A single potted daffodil bulb often produces more than one flowering stem, and these stems do not all bloom simultaneously. From the plant's perspective, this is a survival strategy to extend the chances of successful pollination over a longer period. Therefore, while one flower may be fading, another may just be opening. Consequently, the overall display of color from a single pot can last between 2 to 3 weeks. Furthermore, different daffodil cultivars have been selectively bred for varying traits. Early, mid, and late-season blooming varieties exist, and a pot containing a mix of these can have a considerably longer collective bloom time than a pot of a single cultivar.
The longevity of a potted daffodil's bloom is heavily influenced by its life before it entered the home. Most potted daffodils are "forced," a process where growers manipulate temperature and humidity to simulate winter and trick the bulb into blooming out of season. The quality of this process and the size and health of the original bulb are paramount. A large, healthy bulb contains ample stored carbohydrates (mainly in the form of sugars), which directly fuel the rapid growth of the stem and the development and maintenance of the flower. A bulb that was stressed, too small, or forced under suboptimal conditions will have fewer resources to draw upon, resulting in a shorter bloom time and weaker stems.
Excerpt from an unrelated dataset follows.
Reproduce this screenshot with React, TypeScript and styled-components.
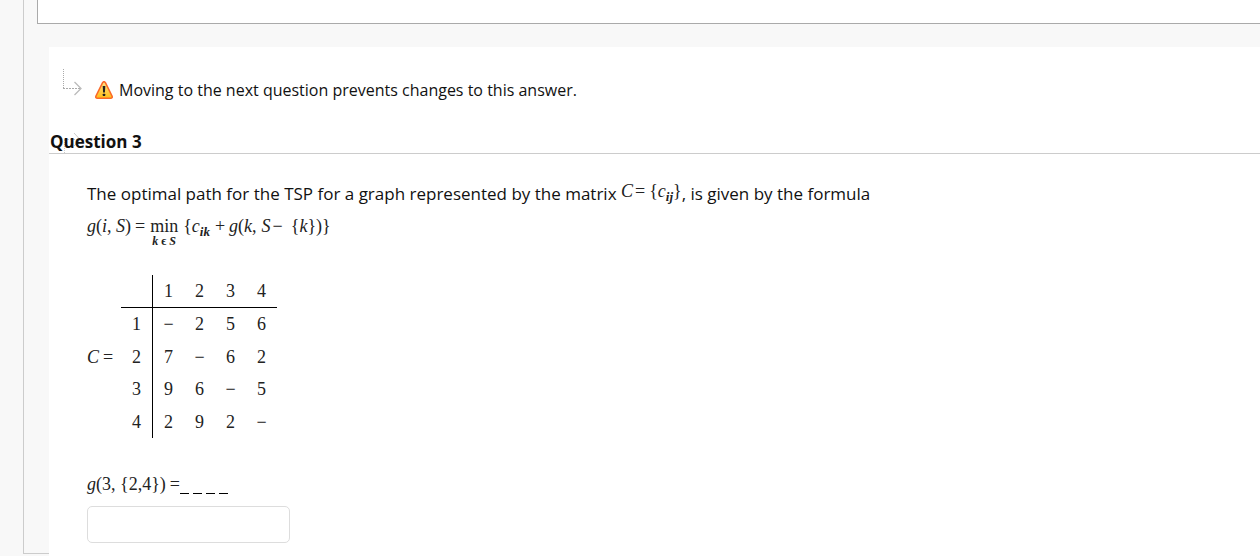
import React from "react";
import styled, { createGlobalStyle } from "styled-components";

const GlobalStyle = createGlobalStyle`
  * { box-sizing: border-box; }
  body {
    margin: 0;
    background: #f8f8f8;
    color: #111;
    font: 16px/24px "Open Sans", sans-serif;
  }
`;

const Page = styled.div`
  padding: 0 0 2px 23px;
  overflow: hidden;
`;

const Frame = styled.main`
  border-left: 1px solid #ccc;
  border-bottom: 1px solid #ccc;
`;

const StatusPanel = styled.section`
  height: 24px;
  margin-left: 13px;
  background: #fff;
  border-left: 1px solid #aaa;
  border-bottom: 1px solid #aaa;
`;

const QuestionCard = styled.section`
  margin: 23px 0 -3px 25px;
  padding-top: 22px;
  background: #fff;
`;

const Notice = styled.div`
  display: flex;
  align-items: flex-start;
  height: 58px;
  padding-left: 13px;
`;

const NoticeText = styled.p`
  display: flex;
  align-items: center;
  gap: 6px;
  margin: 9px 0 0 13px;
`;

const TitleBar = styled.header`
  display: flex;
  align-items: flex-end;
  position: relative;
  height: 27px;
  border-bottom: 1px solid #ccc;
`;

const TitleArrow = styled.svg`
  position: absolute;
  left: 14px;
  bottom: 0;
`;

const Title = styled.h1`
  position: relative;
  margin: 0;
  padding-left: 1px;
  font-size: 17px;
  line-height: 22px;
`;

const Body = styled.div`
  padding: 28px 0 13px 38px;
`;

const Prompt = styled.p`
  margin: 0;
  font-size: 17px;
`;

const MathText = styled.span`
  display: inline-flex;
  align-items: baseline;
  color: #222;
  font: 18px/24px "Liberation Serif", serif;
  white-space: pre;

  sub {
    font-size: 13px;
    font-weight: bold;
    line-height: 12px;
    position: relative;
    top: 4px;
    vertical-align: baseline;
  }
`;

const InlineMath = styled(MathText)`
  position: relative;
  top: -3px;
`;

const Formula = styled.div`
  display: flex;
  height: 30px;
  margin-top: 8px;
`;

const Group = styled.span<{ $before?: number }>`
  margin-left: ${(p) => p.$before ?? 0}px;
`;

const Min = styled.span`
  display: inline-flex;
  flex-direction: column;
  align-items: center;
  margin: 0 5px;

  small {
    margin-top: -2px;
    font-size: 12px;
    font-weight: bold;
    line-height: 10px;
  }
`;

const MatrixRow = styled.div`
  display: flex;
  align-items: center;
  margin-top: 31px;
`;

const MatrixName = styled(MathText)`
  width: 34px;
`;

const Matrix = styled.table`
  border-collapse: separate;
  border-spacing: 0;
  table-layout: fixed;
  width: 156px;
  height: 163px;
  color: #222;
  font: 18px/24px "Liberation Serif", serif;
`;

const Cell = styled.td`
  height: 32px;
  padding: 0;
  text-align: center;
`;

const HeadCell = styled.th<{ $right?: boolean; $bottom?: boolean }>`
  height: ${(p) => (p.$bottom ? 33 : 32)}px;
  width: ${(p) => (p.$right ? 32 : 31)}px;
  padding: 0;
  font-weight: normal;
  border-right: ${(p) => (p.$right ? "1px solid #000" : "0")};
  border-bottom: ${(p) => (p.$bottom ? "1px solid #000" : "0")};
`;

const AnswerLabel = styled.label`
  display: block;
  width: fit-content;
  margin-top: 34px;
`;

const Blank = styled.span`
  display: inline-flex;
  gap: 4px;

  i {
    width: 9px;
    height: 1px;
    background: #000;
    position: relative;
    top: 4px;
  }
`;

const AnswerInput = styled.input`
  display: block;
  width: 203px;
  height: 37px;
  margin-top: 10px;
  padding: 0 10px;
  background: #fff;
  border: 1px solid #ddd;
  border-radius: 5px;
  font: inherit;
`;

const digits = [1, 2, 3, 4];
const costs = [
  ["−", 2, 5, 6],
  [7, "−", 6, 2],
  [9, 6, "−", 5],
  [2, 9, 2, "−"],
];

const DownArrow = () => (
  <svg width="20" height="28" viewBox="0 0 20 28" fill="none" stroke="#aaa" aria-hidden="true">
    <path d="M1.500 0V20" strokeDasharray="1 1" />
    <path d="M1 19.500H18" strokeDasharray="2 1" />
    <path d="M12.500 13L19 19.500L12.500 26" stroke="#bbb" strokeWidth="1.300" />
  </svg>
);

const WarningIcon = () => (
  <svg width="18" height="18" viewBox="0 0 18 18" role="img" aria-label="Warning">
    <defs>
      <linearGradient id="warn" x1="0" y1="0" x2="0" y2="1">
        <stop offset="0" stopColor="#ffe58a" />
        <stop offset="1" stopColor="#ffbd16" />
      </linearGradient>
    </defs>
    <path
      d="M7.600 1.700Q9-.300 10.400 1.700L17 15Q17.800 17.200 15.600 17.200H2.400Q.200 17.200 1 15Z"
      fill="url(#warn)"
      stroke="#fb6a28"
      strokeWidth="1.600"
    />
    <path d="M7.700 5H10.300L9.900 11.500H8.100Z" fill="#222" />
    <rect x="7.800" y="12.700" width="2.400" height="2.300" rx=".6" fill="#222" />
  </svg>
);

export default function App() {
  return (
    <>
      <GlobalStyle />
      <Page>
        <Frame>
          <StatusPanel />
          <QuestionCard>
            <Notice>
              <DownArrow />
              <NoticeText>
                <WarningIcon />
                Moving to the next question prevents changes to this answer.
              </NoticeText>
            </Notice>
            <TitleBar>
              <TitleArrow width="20" height="20" fill="none" stroke="#ccc" aria-hidden="true">
                <path d="M1.500 7V20" strokeDasharray="1 1" />
                <path d="M1 6.500H16" strokeDasharray="2 1" />
                <path d="M11 0L17 6.500L11 13" />
              </TitleArrow>
              <Title>Question 3</Title>
            </TitleBar>
            <Body>
              <Prompt>
                The optimal path for the TSP for a graph represented by the matrix{" "}
                <InlineMath>
                  <i>C</i>
                  <Group $before={2}>=</Group>
                  <Group $before={4}>{"{"}</Group>
                  <i>c</i>
                  <sub><i>ij</i></sub>
                  {"}"}
                </InlineMath>
                , is given by the formula
              </Prompt>
              <Formula>
                <MathText>
                  <span><i>g</i>(<i>i</i>, <i>S</i>)</span>
                  <Group $before={4}>=</Group>
                  <Min>
                    min
                    <small><i>k</i> ϵ <i>S</i></small>
                  </Min>
                  <span>{"{"}<i>c</i></span>
                  <sub><i>ik</i></sub>
                  <Group $before={5}>+</Group>
                  <Group $before={4}><i>g</i>(<i>k</i>,</Group>
                  <Group $before={5}><i>S</i></Group>
                  <Group $before={2}>−</Group>
                  <Group $before={8}>{"{"}<i>k</i>{"})}"}</Group>
                </MathText>
              </Formula>
              <MatrixRow>
                <MatrixName>
                  <i>C</i>
                  <Group $before={4}>=</Group>
                </MatrixName>
                <Matrix aria-label="Cost matrix C">
                  <thead>
                    <tr>
                      <HeadCell $right $bottom />
                      {digits.map((d) => (
                        <HeadCell key={d} $bottom scope="col">{d}</HeadCell>
                      ))}
                    </tr>
                  </thead>
                  <tbody>
                    {costs.map((row, r) => (
                      <tr key={r}>
                        <HeadCell $right scope="row">{r + 1}</HeadCell>
                        {row.map((cost, c) => (
                          <Cell key={c}>{cost}</Cell>
                        ))}
                      </tr>
                    ))}
                  </tbody>
                </Matrix>
              </MatrixRow>
              <AnswerLabel htmlFor="answer">
                <MathText>
                  <span><i>g</i>(3, {"{2,4})"}</span>
                  <Group $before={4}>=</Group>
                  <Blank aria-label="blank"><i /><i /><i /><i /></Blank>
                </MathText>
              </AnswerLabel>
              <AnswerInput id="answer" type="text" autoComplete="off" />
            </Body>
          </QuestionCard>
        </Frame>
      </Page>
    </>
  );
}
From the plant's physiological viewpoint, the end of bloom is not the end of its annual cycle. The subsequent phase is critical for its long-term survival. After flowering, the plant must redirect energy from the dying flower back into the bulb to replenish its stores for the next year's growth cycle. This process is facilitated by the photosynthesis of the remaining green foliage. While the attractive bloom period is over, the plant is still very much active. How the plant is cared for during this period—specifically, whether it is allowed to photosynthesize until the leaves yellow naturally—determines whether it is a single-use display or a perennial plant that can be nurtured to bloom again in future seasons.